**Work required:** State the number of lines that hold the string "this", with nothing added.

**Data extract:**
::::

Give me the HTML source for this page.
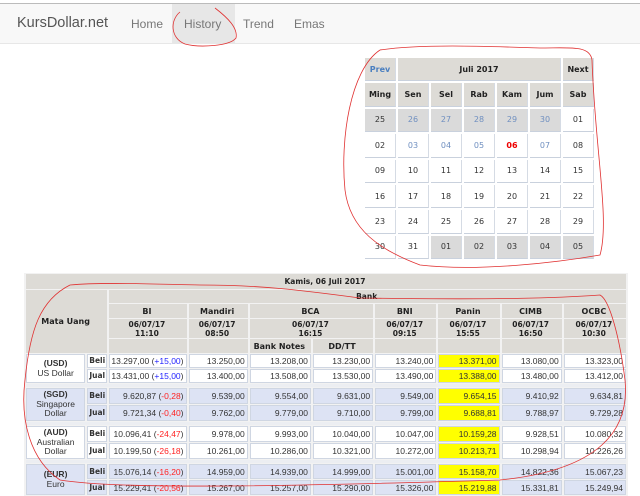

::::

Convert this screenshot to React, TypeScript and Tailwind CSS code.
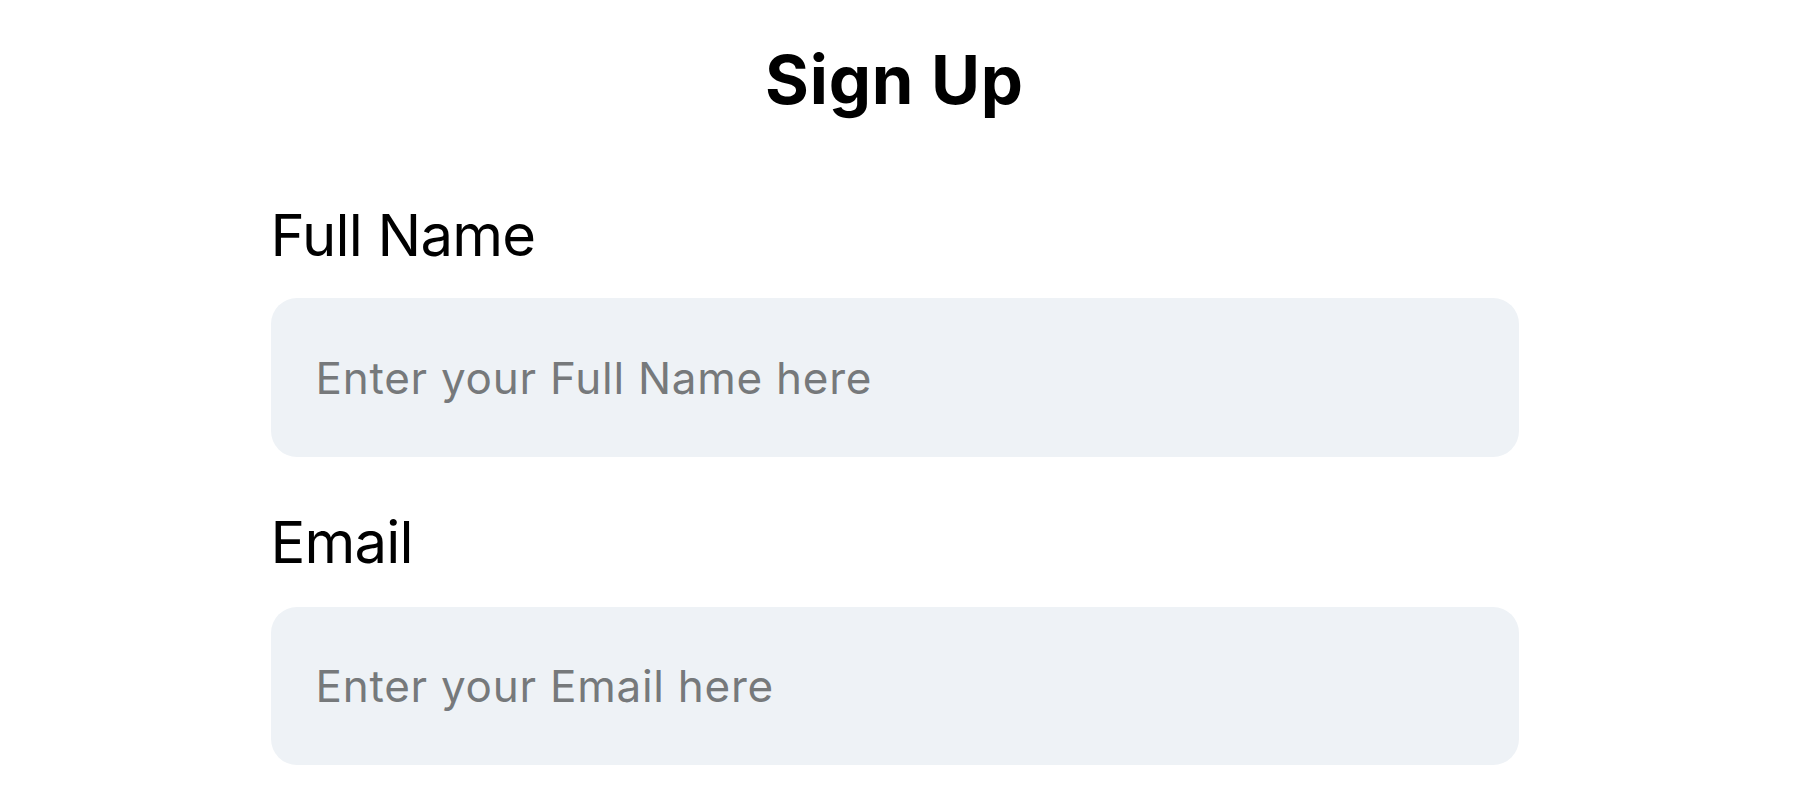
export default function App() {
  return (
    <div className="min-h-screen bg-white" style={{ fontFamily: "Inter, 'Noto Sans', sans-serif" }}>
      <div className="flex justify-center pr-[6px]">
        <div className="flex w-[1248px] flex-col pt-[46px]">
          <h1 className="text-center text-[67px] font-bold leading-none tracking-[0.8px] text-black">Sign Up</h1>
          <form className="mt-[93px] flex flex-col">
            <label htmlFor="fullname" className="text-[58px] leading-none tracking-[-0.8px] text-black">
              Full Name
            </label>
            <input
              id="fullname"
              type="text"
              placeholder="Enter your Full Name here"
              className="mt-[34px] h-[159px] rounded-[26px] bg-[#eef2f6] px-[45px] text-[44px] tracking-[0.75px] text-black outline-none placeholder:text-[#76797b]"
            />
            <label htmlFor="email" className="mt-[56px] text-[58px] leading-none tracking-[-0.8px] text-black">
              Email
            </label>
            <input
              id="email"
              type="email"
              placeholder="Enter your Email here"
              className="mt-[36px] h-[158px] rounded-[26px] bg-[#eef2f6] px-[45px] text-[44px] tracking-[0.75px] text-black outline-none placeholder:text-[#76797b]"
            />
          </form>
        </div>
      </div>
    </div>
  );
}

::::

**Correct response:** 2